A troika está de saída de Portugal. Mas os três anos de governação sob influência do Fundo Monetário Internacional (FMI), Banco Central Europeu (BCE) e Comissão Europeia continuam a fazer-se sentir na vida e na carteira dos portugueses.
Com vista à flexibilização do mercado de trabalho imposta no memorando de entendimento, o Governo tomou medidas no sentido de reduzir as indemnizações dos trabalhadores em caso de cessação de contrato.
É hoje mais fácil despedir em Portugal?
Na perspetiva da advogada Alice Pereira de Campos, “as empresas que estão em dificuldades continuam a ver-se confrontadas com valores indemnizatórios que não conseguem pagar, sob pena de um desequilíbrio financeiro e de tesouraria ainda maior”.

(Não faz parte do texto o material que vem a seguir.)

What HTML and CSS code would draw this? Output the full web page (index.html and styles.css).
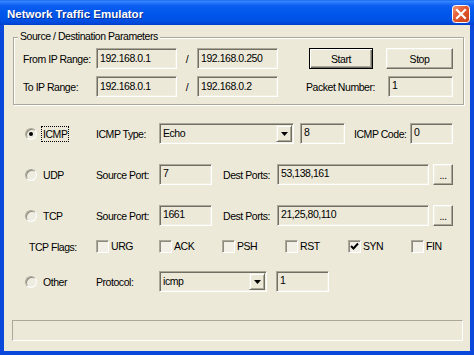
FILE: index.html
```html
<!DOCTYPE html>
<html>
<head>
<meta charset="utf-8">
<link rel="stylesheet" href="styles.css">
</head>
<body>
<div class="window">
  <div class="titlebar">
    <span class="title">Network Traffic Emulator</span>
    <span class="close">
      <svg width="18" height="18" viewBox="0 0 18 18">
        <defs>
          <linearGradient id="cg" x1="0" y1="0" x2="1" y2="1">
            <stop offset="0" stop-color="#F29A78"/>
            <stop offset="0.45" stop-color="#E2582E"/>
            <stop offset="1" stop-color="#C8401A"/>
          </linearGradient>
        </defs>
        <rect x="0.5" y="0.5" width="17" height="17" rx="3" fill="url(#cg)" stroke="#fff"/>
        <path d="M5 5 L13 13 M13 5 L5 13" stroke="#fff" stroke-width="2.2" stroke-linecap="square"/>
      </svg>
    </span>
  </div>
  <div class="client">
    <div class="group">
      <span class="legend">Source / Destination Parameters</span>
      <div class="row">
        <span class="lbl-ip">From IP Range:</span>
        <span class="edit ip">192.168.0.1</span>
        <span class="slash">/</span>
        <span class="edit ip">192.168.0.250</span>
        <span class="btn default start">Start</span>
        <span class="btn stop">Stop</span>
      </div>
      <div class="row">
        <span class="lbl-ip">To IP Range:</span>
        <span class="edit ip">192.168.0.1</span>
        <span class="slash">/</span>
        <span class="edit ip">192.168.0.2</span>
        <span class="pkt-lbl">Packet Number:</span>
        <span class="edit top pkt">1</span>
      </div>
    </div>

    <div class="opt icmp">
      <span class="rcell"><span class="radio checked"></span><span class="ltxt focus">ICMP</span></span>
      <span class="l2">ICMP Type:</span>
      <span class="combo icmp-combo"><span class="ctext">Echo</span><span class="drop"><svg width="7" height="4" viewBox="0 0 7 4"><path d="M0 0H7L3.5 4Z" fill="#000"/></svg></span></span>
      <span class="edit top type-num">8</span>
      <span class="code-lbl">ICMP Code:</span>
      <span class="edit top code">0</span>
    </div>

    <div class="opt udp">
      <span class="rcell"><span class="radio"></span><span class="ltxt">UDP</span></span>
      <span class="l2">Source Port:</span>
      <span class="edit top sport">7</span>
      <span class="dest-lbl">Dest Ports:</span>
      <span class="edit top dport">53,138,161</span>
      <span class="btn dots">...</span>
    </div>

    <div class="opt tcp">
      <span class="rcell"><span class="radio"></span><span class="ltxt">TCP</span></span>
      <span class="l2">Source Port:</span>
      <span class="edit top sport">1661</span>
      <span class="dest-lbl">Dest Ports:</span>
      <span class="edit top dport">21,25,80,110</span>
      <span class="btn dots">...</span>
    </div>

    <div class="opt flags">
      <span class="flags-lbl">TCP Flags:</span>
      <span class="flag"><span class="cb"></span><span class="ftxt">URG</span></span>
      <span class="flag"><span class="cb"></span><span class="ftxt">ACK</span></span>
      <span class="flag"><span class="cb"></span><span class="ftxt">PSH</span></span>
      <span class="flag"><span class="cb"></span><span class="ftxt">RST</span></span>
      <span class="flag"><span class="cb"><svg width="9" height="9" viewBox="0 0 9 9"><path d="M1 4 L3.5 6.5 L8 1.5" stroke="#000" stroke-width="2" fill="none"/></svg></span><span class="ftxt">SYN</span></span>
      <span class="flag"><span class="cb"></span><span class="ftxt">FIN</span></span>
    </div>

    <div class="opt other">
      <span class="rcell"><span class="radio"></span><span class="ltxt">Other</span></span>
      <span class="l2">Protocol:</span>
      <span class="combo proto-combo"><span class="ctext">icmp</span><span class="drop"><svg width="7" height="4" viewBox="0 0 7 4"><path d="M0 0H7L3.5 4Z" fill="#000"/></svg></span></span>
      <span class="edit top proto-num">1</span>
    </div>

    <div class="status"></div>
  </div>
</div>
</body>
</html>
```
FILE: styles.css
```css
* { box-sizing: border-box; }
html, body { margin: 0; padding: 0; }
body {
  width: 474px;
  height: 355px;
  overflow: hidden;
  font-family: "Liberation Sans", Arial, sans-serif;
  font-size: 10.5px;
  letter-spacing: -0.45px;
  white-space: nowrap;
  color: #000;
  background: #0A47DB;
}
.window {
  width: 474px;
  height: 355px;
  display: flex;
  flex-direction: column;
  background: #0A48DC;
}
.titlebar {
  height: 25px;
  flex: none;
  display: flex;
  align-items: flex-start;
  justify-content: space-between;
  padding: 0 4px 0 7px;
  background: linear-gradient(to bottom, #0A5AEE 0px, #3B8CFF 1px, #2474FA 3px, #0A5DF0 6px, #0056EB 14px, #0052E6 20px, #0045D5 24px, #003CC8 25px);
}
.title {
  margin-top: 7px;
  line-height: 14px;
  color: #fff;
  font-weight: bold;
  font-size: 11.5px;
  letter-spacing: 0;
  text-shadow: 1px 1px 0 #0A2C8C;
}
.close { display: block; width: 18px; height: 18px; margin-top: 5px; }
.close svg { display: block; }

.client {
  flex: 1;
  margin: 0 4px 4px;
  background: #ECE9D8;
  padding-top: 12px;
}

.group {
  position: relative;
  margin-left: 9px;
  width: 451px;
  border: 1px solid #ACA899;
  box-shadow: inset 1px 1px 0 #fff, 1px 1px 0 #fff;
  padding: 10px 0 7px 9px;
}
.legend {
  position: absolute;
  top: -8px;
  left: 4px;
  padding: 0 2px;
  line-height: 13px;
  background: #ECE9D8;
}
.row {
  display: flex;
  align-items: center;
  height: 21px;
}
.row + .row { margin-top: 7px; }
.lbl-ip { width: 73px; flex: none; }
.slash { width: 20px; flex: none; text-align: center; }

.edit {
  flex: none;
  height: 21px;
  border: 1px solid;
  border-color: #ACA899 #fff #fff #ACA899;
  box-shadow: inset 1px 1px 0 #716F64, inset -1px -1px 0 #F1EFE2;
  background: #ECE9D8;
  padding: 0 0 0 3px;
  line-height: 19px;
}
.edit.top { line-height: 13px; padding-top: 2px; }
.ip { width: 81px; }

.btn {
  flex: none;
  height: 21px;
  display: flex;
  align-items: center;
  justify-content: center;
  background: #ECE9D8;
  border: 1px solid;
  border-color: #fff #716F64 #716F64 #fff;
  box-shadow: inset -1px -1px 0 #ACA899, inset 1px 1px 0 #F1EFE2;
}
.btn.default {
  border-color: #000;
  box-shadow: inset 1px 1px 0 #fff, inset -1px -1px 0 #716F64, inset -2px -2px 0 #ACA899;
}
.start { margin-left: 31px; width: 64px; }
.stop { margin-left: 13px; width: 67px; }
.pkt-lbl { margin-left: 28px; width: 82px; flex: none; }
.pkt { width: 65px; }

.opt {
  display: flex;
  align-items: center;
  height: 21px;
  margin-left: 21px;
}
.opt.icmp { margin-top: 18px; }
.opt.udp { margin-top: 20px; }
.opt.tcp { margin-top: 20px; }
.opt.flags { margin-top: 10px; }
.opt.other { margin-top: 14px; }

.rcell { width: 71px; flex: none; display: flex; align-items: center; }
.radio {
  position: relative;
  width: 12px;
  height: 12px;
  border-radius: 50%;
  border: 1px solid;
  border-color: #ACA899 #fff #fff #ACA899;
  box-shadow: inset 1px 1px 0 #8E8B7E;
  background: #EFEDE2;
  flex: none;
}
.radio.checked::after {
  content: "";
  position: absolute;
  left: 3px;
  top: 3px;
  width: 4px;
  height: 4px;
  border-radius: 50%;
  background: #000;
}
.ltxt {
  margin-left: 4px;
  padding: 1px 1px 0;
  border: 1px dotted transparent;
  line-height: 13px;
}
.ltxt.focus { border-color: #000; }
.l2 { width: 63px; flex: none; }

.combo {
  flex: none;
  height: 21px;
  display: flex;
  align-items: center;
  justify-content: space-between;
  border: 1px solid;
  border-color: #ACA899 #fff #fff #ACA899;
  box-shadow: inset 1px 1px 0 #716F64, inset -1px -1px 0 #F1EFE2;
  background: #ECE9D8;
  padding: 1px;
}
.ctext { padding-left: 2px; line-height: 13px; }
.drop {
  width: 16px;
  height: 17px;
  display: flex;
  align-items: center;
  justify-content: center;
  border: 1px solid;
  border-color: #F1EFE2 #716F64 #716F64 #F1EFE2;
  box-shadow: inset 1px 1px 0 #fff, inset -1px -1px 0 #ACA899;
  background: #ECE9D8;
}
.drop svg { display: block; }
.icmp-combo { width: 135px; }
.type-num { margin-left: 6px; width: 45px; }
.code-lbl { margin-left: 9px; width: 56px; flex: none; }
.code { width: 43px; }

.sport { width: 53px; }
.dest-lbl { margin-left: 11px; width: 54px; flex: none; }
.dport { width: 152px; }
.dots { margin-left: 4px; width: 20px; height: 21px; font-size: 10px; padding-top: 2px; }

.flags-lbl { width: 71px; flex: none; padding-left: 4px; }
.flag { width: 63px; flex: none; display: flex; align-items: center; }
.cb {
  width: 13px;
  height: 13px;
  flex: none;
  display: flex;
  align-items: center;
  justify-content: center;
  border: 1px solid;
  border-color: #ACA899 #fff #fff #ACA899;
  box-shadow: inset 1px 1px 0 #8E8B7E;
  background: #F2F0E6;
}
.cb svg { display: block; }
.ftxt { margin-left: 2px; line-height: 13px; }

.proto-combo { width: 108px; }
.proto-num { margin-left: 9px; width: 53px; }

.status {
  margin: 28px 0 0 8px;
  width: 451px;
  height: 21px;
  border: 1px solid;
  border-color: #ACA899 #fff #fff #ACA899;
}
```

“Para os trabalhadores mais antigos, não me parece que estas alterações venham fazer grande diferença, porque estes já têm, em relação aos anos passados, assegurado o pagamento de determinado valor de indemnização. Vão, sim, fazer-se sentir nos novos contratos, mas, infelizmente, as empresas estão mais a despedir do que a contratar”, explicou, em entrevista ao Notícias ao Minuto.

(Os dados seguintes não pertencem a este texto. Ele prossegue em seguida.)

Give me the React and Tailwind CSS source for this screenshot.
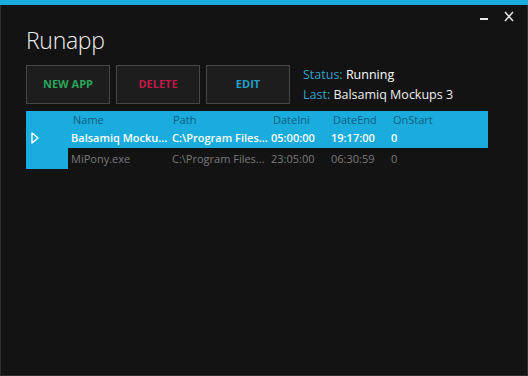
import React from 'react';

const rows = [
    { name: 'Balsamiq Mocku...', path: 'C:\\Program Files...', ini: '05:00:00', end: '19:17:00', onStart: '0', selected: true },
    { name: 'MiPony.exe', path: 'C:\\Program Files...', ini: '23:05:00', end: '06:30:59', onStart: '0', selected: false },
];

const cols = 'grid grid-cols-[101px_100px_59px_60px_1fr]';

const App = () => {
    return (
        <div className="w-[528px] h-[376px] bg-[#131313] flex flex-col overflow-hidden" style={{ fontFamily: '"Open Sans", "Noto Sans", sans-serif' }}>
            {/* top accent */}
            <div className="h-[5px] bg-[#19acdc] shrink-0" />

            <div className="relative flex-1 border-x border-b border-[#2e2e2e] px-[25px]">
                {/* window controls */}
                <div className="absolute top-[6px] right-[13px] flex items-start gap-[16px]">
                    <svg width="8" height="11" viewBox="0 0 8 11">
                        <rect x="0" y="7" width="8" height="2" fill="#e8e8e8" />
                    </svg>
                    <svg width="10" height="11" viewBox="0 0 10 11">
                        <path d="M1 1 L9 10 M9 1 L1 10" stroke="#e8e8e8" strokeWidth="1.5" />
                    </svg>
                </div>

                {/* title */}
                <div className="mt-[16px] h-[38px] text-[23px] leading-[38px] font-light text-[#f0f0f0] tracking-[-0.3px]">Runapp</div>

                {/* actions + status */}
                <div className="mt-[6px] flex items-center">
                    <button className="w-[84px] h-[39px] bg-[#1d1d1d] border border-[#474747] text-[11px] font-bold text-[#2aa65a]">NEW APP</button>
                    <button className="ml-[6px] w-[84px] h-[39px] bg-[#1d1d1d] border border-[#474747] text-[11px] font-bold text-[#c21a48]">DELETE</button>
                    <button className="ml-[6px] w-[84px] h-[39px] bg-[#1d1d1d] border border-[#474747] text-[11px] font-bold text-[#22a0c8]">EDIT</button>
                    <div className="ml-[13px] flex flex-col gap-[2px] text-[12.5px] leading-[18px]">
                        <div><span className="text-[#35a3c8]">Status:</span> <span className="text-white">Running</span></div>
                        <div><span className="text-[#35a3c8]">Last:</span> <span className="text-[#eeeeee]">Balsamiq Mockups 3</span></div>
                    </div>
                </div>

                {/* table */}
                <div className="mt-[7px] flex w-[462px] text-[11px]">
                    <div className="w-[42px] h-[58px] bg-[#19acdc] flex flex-col">
                        <div className="h-[17px]" />
                        <div className="h-[20px] flex items-center pl-[5px]">
                            <svg width="8" height="12" viewBox="0 0 8 12">
                                <path d="M1 1 L7 6 L1 11 Z" fill="none" stroke="#ffffff" strokeWidth="1.4" strokeLinejoin="round" />
                            </svg>
                        </div>
                    </div>
                    <div className="flex-1">
                        <div className={`${cols} h-[17px] leading-[17px] bg-[#19acdc] text-[#0d5c86]`}>
                            <div className="pl-[5px]">Name</div>
                            <div className="pl-[4px]">Path</div>
                            <div className="pl-[4px]">DateIni</div>
                            <div className="pl-[5px]">DateEnd</div>
                            <div className="pl-[5px]">OnStart</div>
                        </div>
                        {rows.map((r, i) => (
                            <div
                                key={i}
                                className={`${cols} ${r.selected ? 'h-[20px] leading-[20px] bg-[#19acdc] text-white font-semibold' : 'h-[21px] leading-[21px] text-[#7a7a7a]'}`}
                            >
                                <div className="pl-[3px] whitespace-nowrap">{r.name}</div>
                                <div className="pl-[3px] whitespace-nowrap">{r.path}</div>
                                <div className="pl-[2px]">{r.ini}</div>
                                <div className="pl-[3px]">{r.end}</div>
                                <div className="pl-[3px]">{r.onStart}</div>
                            </div>
                        ))}
                    </div>
                </div>
            </div>
        </div>
    );
};

export default App;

Contudo, há uma outra medida que prejudica os trabalhadores mais antigos, que tem a ver com a alteração dos critérios de despedimento em caso de extinção do posto de trabalho. Neste âmbito, a antiguidade passou para segundo plano, dando destaque a aspetos como a avaliação de desempenho, qualificação e onerosidade do vínculo laboral.
“Os trabalhadores com maior antiguidade poderão ser preteridos em relação aos trabalhadores com menor antiguidade, que geralmente representam um custo inferior para a empresa. Isto é dar mote para que trabalhadores mais velhos e com maiores dificuldades em entrar no mercado sejam mais facilmente dispensados”, sublinhou.
Regime português é protecionista em relação aos trabalhadores
A especialista em Direito do Trabalho acredita que “as alterações introduzidas no âmbito do programa de assistência financeira beneficiam mais os empregadores do que os trabalhadores. Mas a verdade é que, em comparação com os países da União Europeia, os trabalhadores portugueses – pelo menos em teoria – têm maior proteção e direitos mais vantajosos”.
A mesma opinião é partilhada pela responsável pela área de Recursos Humanos da empresa Konica Minolta, que entende não se tratar de uma questão de justiça, mas de uma tentativa de uniformizar critérios em relação ao que acontece no resto da Europa. “Despedir, em Portugal, continua a ser muito complicado”, frisou, acrescentando que a solução passa pelas “revogações por mútuo acordo, a forma que as empresas encontram de por fim à relação laboral”, o que nem sempre é desvantajoso para o trabalhador.
“A sensação que tenho é de que os trabalhadores, com receio das insolvências, estão a aceitar fazer acordos revogatórios que lhes garantam o acesso ao subsídio de desemprego e lhes deem alguma compensação. Mais vale um pássaro na mão do que dois a voar”, assinalou Alice Pereira de Campos.
Horas extraordinárias
A par desta alteração, também o valor pago pela prestação de trabalho extraordinário decaiu no período em que a troika esteve em Portugal. Em 2012, o Tribunal Constitucional suspendeu as convenções coletivas durante dois anos, levando a que a retribuição pela prestação de trabalho suplementar se regesse pela lei geral, que contempla remunerações bem inferiores.
Segundo a advogada, a adequação das convenções coletivas à atual situação financeira do país poderá ser uma solução para fazer face a esta discrepância de valores. Contudo, admite tratar-se de um acordo complexo, já que os sindicatos dificilmente estarão dispostos a ceder nesta matéria.
Contratos a termo e estágios profissionais
Como forma de evitar/retardar a vinculação efetiva dos trabalhadores e de poupar recursos financeiros, as empresas recorrem frequentemente a contratos com termo certo e a estágios profissionais ao abrigo do Instituto de Emprego e Formação Profissional (IEFP).
Na perspetiva de Alice Campos, que exerceu funções na prestigiada sociedade de advogados Uría Menéndez - Proença de Carvalho, em 90% dos casos, trata-se de contratos nulos, já que “os contratos a termo só podem ser celebrados se existir uma necessidade temporária da empresa e os contratos de estágio são contratos de formação. O que se tem feito é adulterar a sua utilização para relações efetivas de trabalho”.
“É tão fácil cometer ilegalidades em Portugal. Ainda há uma grande impunidade, que permite que os empregadores façam uso dessas ferramentas. Os trabalhadores nem pensam na possibilidade de virem a ser contratados como efetivos, que é aquilo que deveria acontecer, porque é a regra geral do Código do Trabalho”, rematou.